Given problem:
Find all the lines with "code" and gather them.

[Extracted records]
▬▬▬

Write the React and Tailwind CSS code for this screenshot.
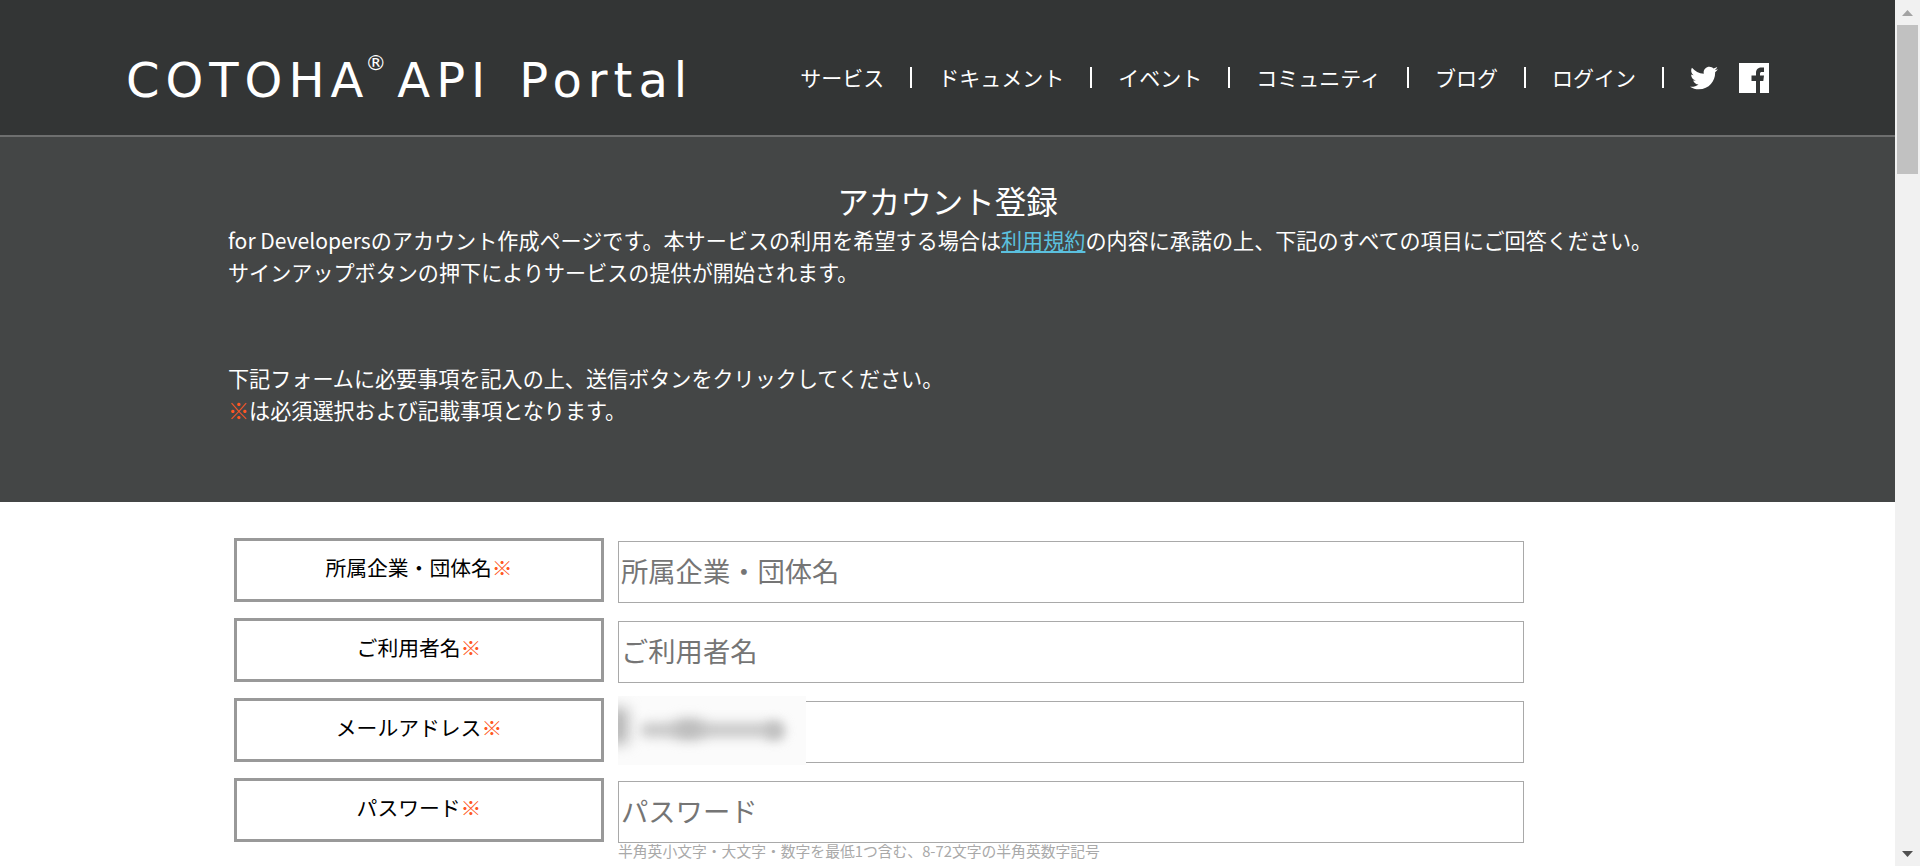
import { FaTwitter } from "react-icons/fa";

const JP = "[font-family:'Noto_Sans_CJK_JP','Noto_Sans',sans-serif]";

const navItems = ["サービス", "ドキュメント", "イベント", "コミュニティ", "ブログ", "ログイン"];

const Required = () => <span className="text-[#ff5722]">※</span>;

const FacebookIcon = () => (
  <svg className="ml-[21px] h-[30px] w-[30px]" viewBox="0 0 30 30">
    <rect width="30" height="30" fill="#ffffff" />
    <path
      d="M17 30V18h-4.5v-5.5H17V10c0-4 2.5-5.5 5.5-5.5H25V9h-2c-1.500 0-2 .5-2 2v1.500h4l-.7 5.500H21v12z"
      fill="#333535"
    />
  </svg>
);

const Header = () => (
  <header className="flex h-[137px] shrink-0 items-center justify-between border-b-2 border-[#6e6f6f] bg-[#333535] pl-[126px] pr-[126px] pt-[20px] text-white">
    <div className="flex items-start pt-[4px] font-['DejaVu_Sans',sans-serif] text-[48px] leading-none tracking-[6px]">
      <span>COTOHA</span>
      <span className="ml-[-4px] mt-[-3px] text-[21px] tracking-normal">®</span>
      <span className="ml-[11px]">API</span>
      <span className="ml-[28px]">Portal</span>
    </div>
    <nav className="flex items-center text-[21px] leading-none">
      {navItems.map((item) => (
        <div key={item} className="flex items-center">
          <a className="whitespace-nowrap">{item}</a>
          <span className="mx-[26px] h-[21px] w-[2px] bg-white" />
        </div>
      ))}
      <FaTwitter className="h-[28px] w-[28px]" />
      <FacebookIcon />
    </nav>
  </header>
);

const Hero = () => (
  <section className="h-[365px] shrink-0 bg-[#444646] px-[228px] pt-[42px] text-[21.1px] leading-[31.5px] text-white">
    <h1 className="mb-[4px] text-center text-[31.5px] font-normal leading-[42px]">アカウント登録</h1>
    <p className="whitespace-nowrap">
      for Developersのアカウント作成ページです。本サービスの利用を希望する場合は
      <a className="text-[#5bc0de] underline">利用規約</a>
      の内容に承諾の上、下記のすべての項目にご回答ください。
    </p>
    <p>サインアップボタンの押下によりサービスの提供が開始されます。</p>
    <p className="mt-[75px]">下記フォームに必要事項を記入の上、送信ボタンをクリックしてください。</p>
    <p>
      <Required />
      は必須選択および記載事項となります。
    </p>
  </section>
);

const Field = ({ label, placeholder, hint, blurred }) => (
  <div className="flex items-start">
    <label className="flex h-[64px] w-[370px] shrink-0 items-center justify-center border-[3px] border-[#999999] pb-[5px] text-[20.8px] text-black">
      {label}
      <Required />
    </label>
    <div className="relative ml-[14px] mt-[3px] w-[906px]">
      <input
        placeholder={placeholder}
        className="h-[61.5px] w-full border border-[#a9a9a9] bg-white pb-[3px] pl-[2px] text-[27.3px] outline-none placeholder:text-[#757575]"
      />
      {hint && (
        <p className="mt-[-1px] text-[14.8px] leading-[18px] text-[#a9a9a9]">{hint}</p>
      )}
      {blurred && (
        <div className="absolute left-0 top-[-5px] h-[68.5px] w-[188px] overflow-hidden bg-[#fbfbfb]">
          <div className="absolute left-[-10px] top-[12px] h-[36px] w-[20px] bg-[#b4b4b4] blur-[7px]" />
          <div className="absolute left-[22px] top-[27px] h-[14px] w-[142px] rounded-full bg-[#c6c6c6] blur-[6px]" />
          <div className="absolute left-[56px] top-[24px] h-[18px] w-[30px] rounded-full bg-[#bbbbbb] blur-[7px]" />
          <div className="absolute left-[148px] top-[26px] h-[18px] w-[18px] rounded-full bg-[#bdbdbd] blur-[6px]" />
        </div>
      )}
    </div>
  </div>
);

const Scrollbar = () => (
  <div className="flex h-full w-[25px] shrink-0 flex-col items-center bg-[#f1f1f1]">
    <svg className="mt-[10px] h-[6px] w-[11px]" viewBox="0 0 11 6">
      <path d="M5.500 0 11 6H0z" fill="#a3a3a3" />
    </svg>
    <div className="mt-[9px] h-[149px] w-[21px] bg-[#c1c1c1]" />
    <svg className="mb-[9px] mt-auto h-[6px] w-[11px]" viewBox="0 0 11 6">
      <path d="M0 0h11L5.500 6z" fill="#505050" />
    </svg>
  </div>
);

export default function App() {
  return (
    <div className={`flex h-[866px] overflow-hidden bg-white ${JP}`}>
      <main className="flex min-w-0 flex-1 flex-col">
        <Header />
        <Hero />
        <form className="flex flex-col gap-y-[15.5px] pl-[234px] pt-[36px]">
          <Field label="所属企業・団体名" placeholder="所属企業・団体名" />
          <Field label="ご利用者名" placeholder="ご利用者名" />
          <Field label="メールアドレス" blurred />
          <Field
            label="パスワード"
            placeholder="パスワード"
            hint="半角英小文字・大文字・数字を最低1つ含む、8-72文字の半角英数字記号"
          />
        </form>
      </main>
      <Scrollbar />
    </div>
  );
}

▬▬▬

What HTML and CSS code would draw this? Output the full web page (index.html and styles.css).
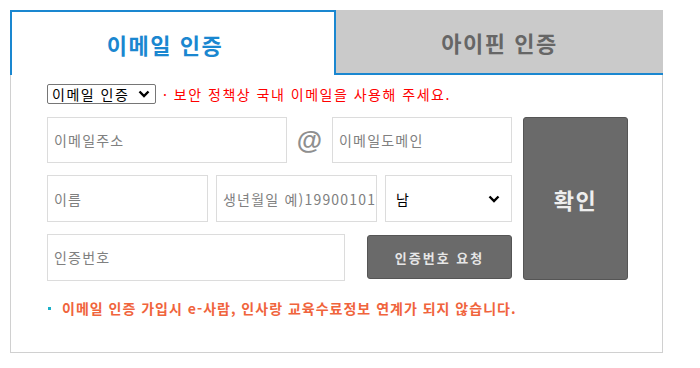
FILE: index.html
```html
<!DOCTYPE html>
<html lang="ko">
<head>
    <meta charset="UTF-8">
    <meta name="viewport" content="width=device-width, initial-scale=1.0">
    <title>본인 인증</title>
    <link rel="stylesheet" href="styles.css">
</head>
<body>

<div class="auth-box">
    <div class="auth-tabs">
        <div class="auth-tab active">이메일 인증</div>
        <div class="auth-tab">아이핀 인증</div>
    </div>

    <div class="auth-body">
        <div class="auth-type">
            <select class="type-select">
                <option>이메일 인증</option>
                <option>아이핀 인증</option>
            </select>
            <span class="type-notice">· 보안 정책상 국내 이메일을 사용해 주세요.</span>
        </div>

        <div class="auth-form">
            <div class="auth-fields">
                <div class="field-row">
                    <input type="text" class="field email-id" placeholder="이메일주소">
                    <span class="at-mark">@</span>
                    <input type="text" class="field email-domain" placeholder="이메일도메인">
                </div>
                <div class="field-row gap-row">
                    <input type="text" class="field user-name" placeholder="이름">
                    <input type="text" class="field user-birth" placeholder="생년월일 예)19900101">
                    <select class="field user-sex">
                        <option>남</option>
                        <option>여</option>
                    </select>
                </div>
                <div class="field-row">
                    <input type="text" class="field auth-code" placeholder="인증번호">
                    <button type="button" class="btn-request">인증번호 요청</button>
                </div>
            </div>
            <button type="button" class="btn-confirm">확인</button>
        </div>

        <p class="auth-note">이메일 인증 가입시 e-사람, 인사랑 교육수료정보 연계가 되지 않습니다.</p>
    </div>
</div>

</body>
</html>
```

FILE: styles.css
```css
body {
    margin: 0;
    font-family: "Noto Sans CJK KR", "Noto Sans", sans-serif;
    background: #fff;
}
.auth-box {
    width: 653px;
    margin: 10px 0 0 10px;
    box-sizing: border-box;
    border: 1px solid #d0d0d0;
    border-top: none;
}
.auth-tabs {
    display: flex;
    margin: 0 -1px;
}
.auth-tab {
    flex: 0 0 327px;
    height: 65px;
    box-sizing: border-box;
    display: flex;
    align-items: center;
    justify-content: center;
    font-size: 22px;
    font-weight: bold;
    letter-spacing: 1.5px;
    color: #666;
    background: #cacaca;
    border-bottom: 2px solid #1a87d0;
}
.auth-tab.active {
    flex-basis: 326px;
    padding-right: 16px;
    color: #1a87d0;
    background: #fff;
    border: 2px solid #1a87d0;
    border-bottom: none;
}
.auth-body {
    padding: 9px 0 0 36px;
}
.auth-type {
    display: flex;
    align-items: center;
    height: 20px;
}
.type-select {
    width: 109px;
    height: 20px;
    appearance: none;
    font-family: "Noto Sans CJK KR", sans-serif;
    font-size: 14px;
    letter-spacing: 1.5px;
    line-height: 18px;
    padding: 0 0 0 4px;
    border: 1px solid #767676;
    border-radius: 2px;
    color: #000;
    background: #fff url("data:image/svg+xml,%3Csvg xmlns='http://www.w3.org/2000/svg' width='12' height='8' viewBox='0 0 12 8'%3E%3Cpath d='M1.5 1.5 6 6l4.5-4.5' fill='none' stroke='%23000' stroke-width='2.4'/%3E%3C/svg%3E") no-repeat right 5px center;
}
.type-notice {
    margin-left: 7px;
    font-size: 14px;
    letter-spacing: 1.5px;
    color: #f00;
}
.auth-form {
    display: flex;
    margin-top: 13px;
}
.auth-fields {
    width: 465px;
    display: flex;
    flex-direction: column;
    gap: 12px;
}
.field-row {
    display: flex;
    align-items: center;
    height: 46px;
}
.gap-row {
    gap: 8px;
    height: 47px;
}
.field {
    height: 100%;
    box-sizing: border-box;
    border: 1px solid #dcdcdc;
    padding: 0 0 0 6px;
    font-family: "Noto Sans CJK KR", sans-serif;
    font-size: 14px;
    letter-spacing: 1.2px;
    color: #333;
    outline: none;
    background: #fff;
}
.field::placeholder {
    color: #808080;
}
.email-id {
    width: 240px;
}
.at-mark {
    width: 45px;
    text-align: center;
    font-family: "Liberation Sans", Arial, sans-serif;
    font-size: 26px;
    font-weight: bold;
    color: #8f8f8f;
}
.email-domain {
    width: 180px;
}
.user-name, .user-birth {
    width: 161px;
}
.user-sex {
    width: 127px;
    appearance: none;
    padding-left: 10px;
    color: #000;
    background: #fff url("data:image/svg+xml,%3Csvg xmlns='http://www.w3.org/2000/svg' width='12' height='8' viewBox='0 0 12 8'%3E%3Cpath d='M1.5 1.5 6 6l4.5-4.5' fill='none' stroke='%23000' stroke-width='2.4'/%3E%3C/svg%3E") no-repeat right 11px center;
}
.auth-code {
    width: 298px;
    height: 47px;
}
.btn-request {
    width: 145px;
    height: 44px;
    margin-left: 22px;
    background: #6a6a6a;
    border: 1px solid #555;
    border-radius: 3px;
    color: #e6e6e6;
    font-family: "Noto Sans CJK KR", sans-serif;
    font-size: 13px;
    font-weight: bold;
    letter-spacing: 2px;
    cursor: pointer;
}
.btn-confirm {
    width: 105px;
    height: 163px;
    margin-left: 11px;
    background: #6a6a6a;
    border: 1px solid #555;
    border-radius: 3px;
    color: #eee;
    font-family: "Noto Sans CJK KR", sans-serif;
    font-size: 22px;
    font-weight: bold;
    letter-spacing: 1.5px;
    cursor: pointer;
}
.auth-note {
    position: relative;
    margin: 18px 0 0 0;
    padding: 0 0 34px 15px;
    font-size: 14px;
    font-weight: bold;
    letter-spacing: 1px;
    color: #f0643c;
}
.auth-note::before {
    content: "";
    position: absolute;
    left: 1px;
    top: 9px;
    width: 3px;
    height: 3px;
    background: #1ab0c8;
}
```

▬▬▬

Exercise response:
Write the React and Tailwind CSS code for this screenshot.
What HTML and CSS code would draw this? Output the full web page (index.html and styles.css).
                    <input type="text" class="field auth-code" placeholder="인증번호">
.auth-code {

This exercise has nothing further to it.